• _Data segment_
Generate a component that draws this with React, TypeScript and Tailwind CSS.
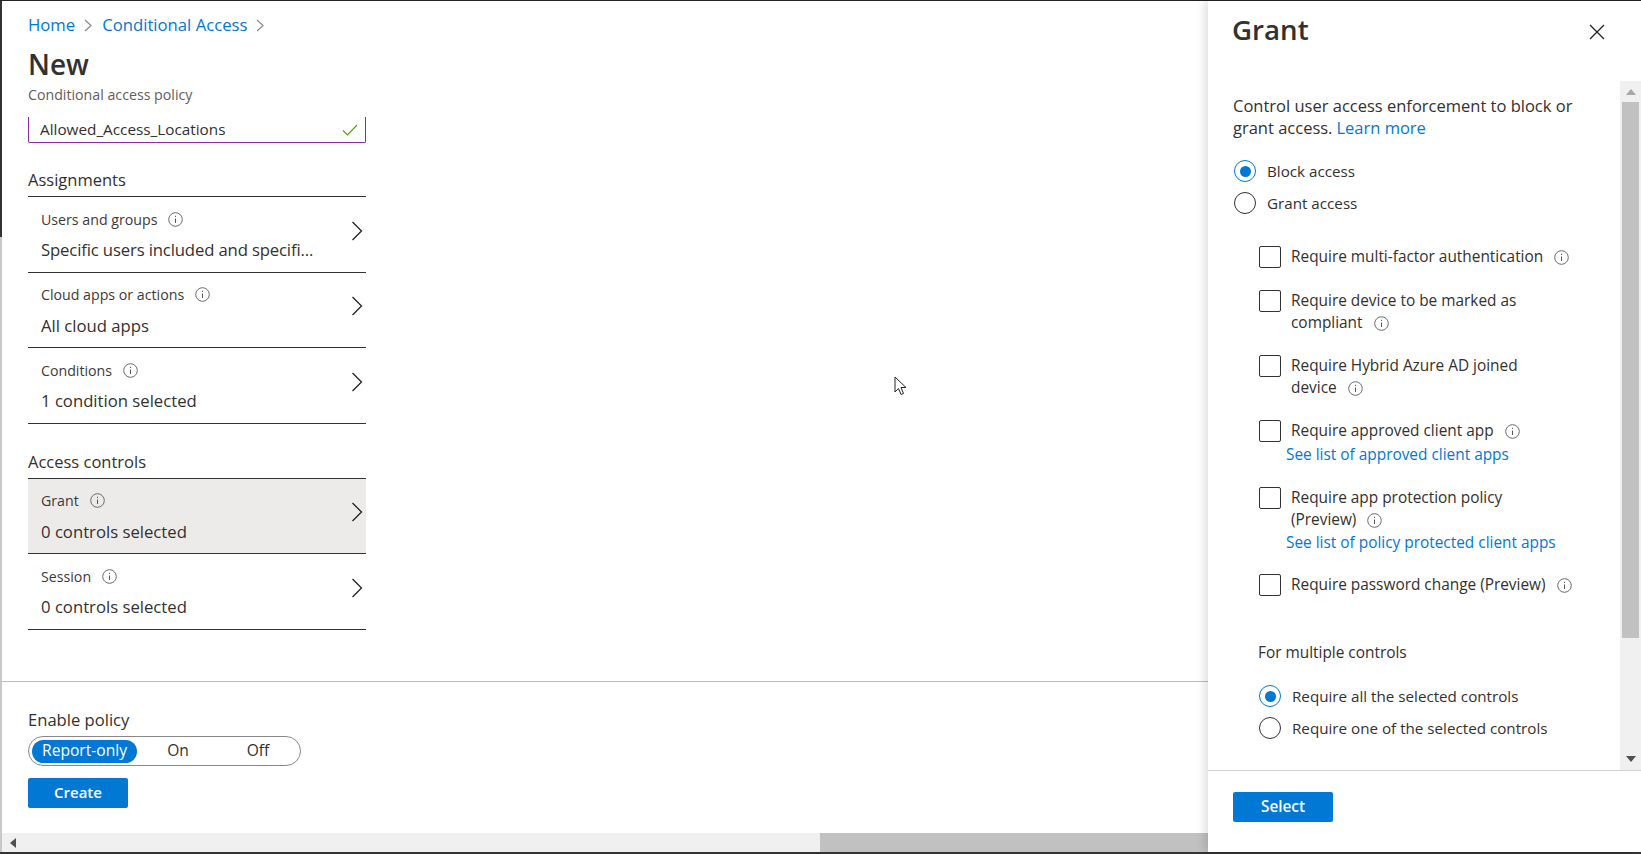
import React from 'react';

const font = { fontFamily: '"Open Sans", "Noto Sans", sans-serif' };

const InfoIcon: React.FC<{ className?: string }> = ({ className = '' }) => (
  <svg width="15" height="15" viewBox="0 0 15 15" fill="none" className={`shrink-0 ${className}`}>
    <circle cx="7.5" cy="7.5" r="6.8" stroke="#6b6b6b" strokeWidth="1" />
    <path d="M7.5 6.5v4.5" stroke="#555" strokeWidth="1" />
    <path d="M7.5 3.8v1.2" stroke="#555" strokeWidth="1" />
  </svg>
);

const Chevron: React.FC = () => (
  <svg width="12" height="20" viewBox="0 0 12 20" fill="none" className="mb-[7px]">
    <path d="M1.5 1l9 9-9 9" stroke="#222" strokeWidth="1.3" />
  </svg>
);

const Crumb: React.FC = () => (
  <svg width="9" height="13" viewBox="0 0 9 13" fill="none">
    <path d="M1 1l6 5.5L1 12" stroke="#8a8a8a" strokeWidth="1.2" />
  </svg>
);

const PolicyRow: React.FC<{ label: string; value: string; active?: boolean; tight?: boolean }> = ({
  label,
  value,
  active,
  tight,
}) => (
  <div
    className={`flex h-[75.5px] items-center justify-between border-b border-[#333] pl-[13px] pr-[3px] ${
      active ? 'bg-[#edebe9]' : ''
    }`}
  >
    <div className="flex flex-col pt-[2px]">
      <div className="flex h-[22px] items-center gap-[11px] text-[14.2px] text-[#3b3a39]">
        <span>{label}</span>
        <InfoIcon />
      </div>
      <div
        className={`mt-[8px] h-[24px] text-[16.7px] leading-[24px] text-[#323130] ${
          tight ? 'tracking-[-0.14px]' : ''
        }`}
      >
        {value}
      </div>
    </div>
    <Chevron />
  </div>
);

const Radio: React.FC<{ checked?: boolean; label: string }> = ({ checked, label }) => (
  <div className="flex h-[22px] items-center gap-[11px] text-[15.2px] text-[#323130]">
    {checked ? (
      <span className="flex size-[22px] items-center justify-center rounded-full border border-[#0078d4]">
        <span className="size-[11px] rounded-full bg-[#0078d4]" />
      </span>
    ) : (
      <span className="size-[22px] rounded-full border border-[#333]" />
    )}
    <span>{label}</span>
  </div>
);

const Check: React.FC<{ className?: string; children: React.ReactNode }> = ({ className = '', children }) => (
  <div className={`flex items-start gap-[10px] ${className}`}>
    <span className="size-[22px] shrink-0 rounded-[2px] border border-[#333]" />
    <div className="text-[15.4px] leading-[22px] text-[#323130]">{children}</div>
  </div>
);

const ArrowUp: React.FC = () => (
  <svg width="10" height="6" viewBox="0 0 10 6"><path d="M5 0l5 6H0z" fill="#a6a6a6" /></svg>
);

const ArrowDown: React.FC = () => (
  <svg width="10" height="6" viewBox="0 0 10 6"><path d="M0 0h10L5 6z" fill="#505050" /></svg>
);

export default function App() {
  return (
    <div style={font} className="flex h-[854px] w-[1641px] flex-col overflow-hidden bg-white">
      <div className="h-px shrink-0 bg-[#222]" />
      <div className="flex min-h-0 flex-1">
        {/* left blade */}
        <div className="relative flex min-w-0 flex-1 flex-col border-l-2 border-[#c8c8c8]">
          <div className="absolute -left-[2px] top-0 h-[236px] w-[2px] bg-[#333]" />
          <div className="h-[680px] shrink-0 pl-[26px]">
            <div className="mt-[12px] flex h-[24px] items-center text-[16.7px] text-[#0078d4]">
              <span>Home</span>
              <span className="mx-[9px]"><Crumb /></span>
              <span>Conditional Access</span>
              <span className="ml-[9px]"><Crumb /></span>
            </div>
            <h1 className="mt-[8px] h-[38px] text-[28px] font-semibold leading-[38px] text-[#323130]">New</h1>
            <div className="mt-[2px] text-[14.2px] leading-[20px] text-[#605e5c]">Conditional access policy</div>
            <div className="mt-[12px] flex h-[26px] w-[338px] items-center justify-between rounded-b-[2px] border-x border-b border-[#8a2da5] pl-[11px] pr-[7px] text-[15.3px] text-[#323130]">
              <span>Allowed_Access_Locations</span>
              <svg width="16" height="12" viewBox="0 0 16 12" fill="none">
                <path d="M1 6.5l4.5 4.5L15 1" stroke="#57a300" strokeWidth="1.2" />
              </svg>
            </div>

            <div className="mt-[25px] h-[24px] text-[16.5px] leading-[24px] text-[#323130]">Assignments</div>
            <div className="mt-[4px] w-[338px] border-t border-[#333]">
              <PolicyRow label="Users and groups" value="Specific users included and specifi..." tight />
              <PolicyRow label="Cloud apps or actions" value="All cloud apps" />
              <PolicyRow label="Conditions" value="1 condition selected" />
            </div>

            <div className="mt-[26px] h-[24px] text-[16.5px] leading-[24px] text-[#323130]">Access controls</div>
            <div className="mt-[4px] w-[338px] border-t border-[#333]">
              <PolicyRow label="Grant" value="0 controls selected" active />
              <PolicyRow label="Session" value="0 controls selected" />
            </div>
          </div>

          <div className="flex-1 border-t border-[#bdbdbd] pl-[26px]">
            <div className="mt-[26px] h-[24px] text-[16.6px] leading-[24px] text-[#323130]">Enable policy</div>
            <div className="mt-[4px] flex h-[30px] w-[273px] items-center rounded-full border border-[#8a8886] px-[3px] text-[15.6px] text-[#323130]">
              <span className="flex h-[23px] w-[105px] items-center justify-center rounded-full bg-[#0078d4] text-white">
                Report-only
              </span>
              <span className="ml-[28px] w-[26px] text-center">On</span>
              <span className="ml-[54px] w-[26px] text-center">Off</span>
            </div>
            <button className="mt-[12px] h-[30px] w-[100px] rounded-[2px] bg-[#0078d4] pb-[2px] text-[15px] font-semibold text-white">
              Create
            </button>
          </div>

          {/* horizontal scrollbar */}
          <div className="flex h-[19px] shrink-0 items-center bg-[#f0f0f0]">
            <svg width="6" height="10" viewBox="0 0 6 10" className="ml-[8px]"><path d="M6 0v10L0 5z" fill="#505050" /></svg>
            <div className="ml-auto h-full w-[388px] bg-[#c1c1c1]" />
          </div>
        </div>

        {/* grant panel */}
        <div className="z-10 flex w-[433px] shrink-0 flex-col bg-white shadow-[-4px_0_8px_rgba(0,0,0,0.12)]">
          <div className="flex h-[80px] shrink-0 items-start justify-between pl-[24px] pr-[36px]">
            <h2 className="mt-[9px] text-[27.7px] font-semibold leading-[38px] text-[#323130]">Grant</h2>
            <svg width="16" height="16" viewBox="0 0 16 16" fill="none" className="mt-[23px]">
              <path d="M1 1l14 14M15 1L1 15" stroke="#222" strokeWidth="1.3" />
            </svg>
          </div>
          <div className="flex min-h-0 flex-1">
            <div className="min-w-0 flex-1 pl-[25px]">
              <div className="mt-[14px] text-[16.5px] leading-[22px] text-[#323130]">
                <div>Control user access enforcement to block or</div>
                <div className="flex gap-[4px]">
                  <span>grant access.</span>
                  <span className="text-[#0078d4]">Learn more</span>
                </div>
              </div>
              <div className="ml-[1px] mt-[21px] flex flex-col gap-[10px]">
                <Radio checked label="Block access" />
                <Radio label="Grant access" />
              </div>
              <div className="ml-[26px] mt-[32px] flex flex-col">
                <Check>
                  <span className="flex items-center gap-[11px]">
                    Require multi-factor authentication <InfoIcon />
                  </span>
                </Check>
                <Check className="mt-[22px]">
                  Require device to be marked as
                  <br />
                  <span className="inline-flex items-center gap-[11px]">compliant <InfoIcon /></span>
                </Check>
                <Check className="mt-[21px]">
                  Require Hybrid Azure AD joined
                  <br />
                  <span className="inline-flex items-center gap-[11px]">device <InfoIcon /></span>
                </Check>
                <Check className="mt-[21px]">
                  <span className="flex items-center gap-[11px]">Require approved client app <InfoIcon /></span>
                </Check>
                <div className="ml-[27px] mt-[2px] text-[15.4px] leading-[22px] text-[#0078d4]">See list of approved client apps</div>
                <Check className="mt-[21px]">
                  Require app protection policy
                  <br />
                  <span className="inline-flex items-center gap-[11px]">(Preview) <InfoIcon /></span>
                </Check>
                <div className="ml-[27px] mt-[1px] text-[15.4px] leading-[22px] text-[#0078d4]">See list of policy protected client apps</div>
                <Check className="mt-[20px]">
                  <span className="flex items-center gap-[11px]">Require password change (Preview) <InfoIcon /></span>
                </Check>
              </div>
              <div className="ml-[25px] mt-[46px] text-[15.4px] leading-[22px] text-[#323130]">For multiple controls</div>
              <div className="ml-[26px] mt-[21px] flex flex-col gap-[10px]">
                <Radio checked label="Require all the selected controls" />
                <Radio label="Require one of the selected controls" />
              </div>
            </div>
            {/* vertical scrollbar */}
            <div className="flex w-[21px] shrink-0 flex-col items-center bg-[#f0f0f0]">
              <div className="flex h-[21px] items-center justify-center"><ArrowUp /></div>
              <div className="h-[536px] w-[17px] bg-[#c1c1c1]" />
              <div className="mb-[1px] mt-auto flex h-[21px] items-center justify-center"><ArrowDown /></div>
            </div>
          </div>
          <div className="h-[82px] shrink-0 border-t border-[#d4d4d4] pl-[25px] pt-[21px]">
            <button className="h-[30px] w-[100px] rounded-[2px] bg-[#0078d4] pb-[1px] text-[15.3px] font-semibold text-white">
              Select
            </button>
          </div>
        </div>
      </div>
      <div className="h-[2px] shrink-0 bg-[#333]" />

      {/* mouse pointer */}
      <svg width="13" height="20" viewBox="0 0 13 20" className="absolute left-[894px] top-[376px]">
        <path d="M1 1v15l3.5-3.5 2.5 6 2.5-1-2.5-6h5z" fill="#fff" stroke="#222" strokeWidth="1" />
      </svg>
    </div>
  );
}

• _Work to be completed_
Where a line in the material above holds "React", copy that line.

• _Response to the task_
Generate a component that draws this with React, TypeScript and Tailwind CSS.
import React from 'react';
const InfoIcon: React.FC<{ className?: string }> = ({ className = '' }) => (
const Chevron: React.FC = () => (
const Crumb: React.FC = () => (
const PolicyRow: React.FC<{ label: string; value: string; active?: boolean; tight?: boolean }> = ({
const Radio: React.FC<{ checked?: boolean; label: string }> = ({ checked, label }) => (
const Check: React.FC<{ className?: string; children: React.ReactNode }> = ({ className = '', children }) => (
const ArrowUp: React.FC = () => (
const ArrowDown: React.FC = () => (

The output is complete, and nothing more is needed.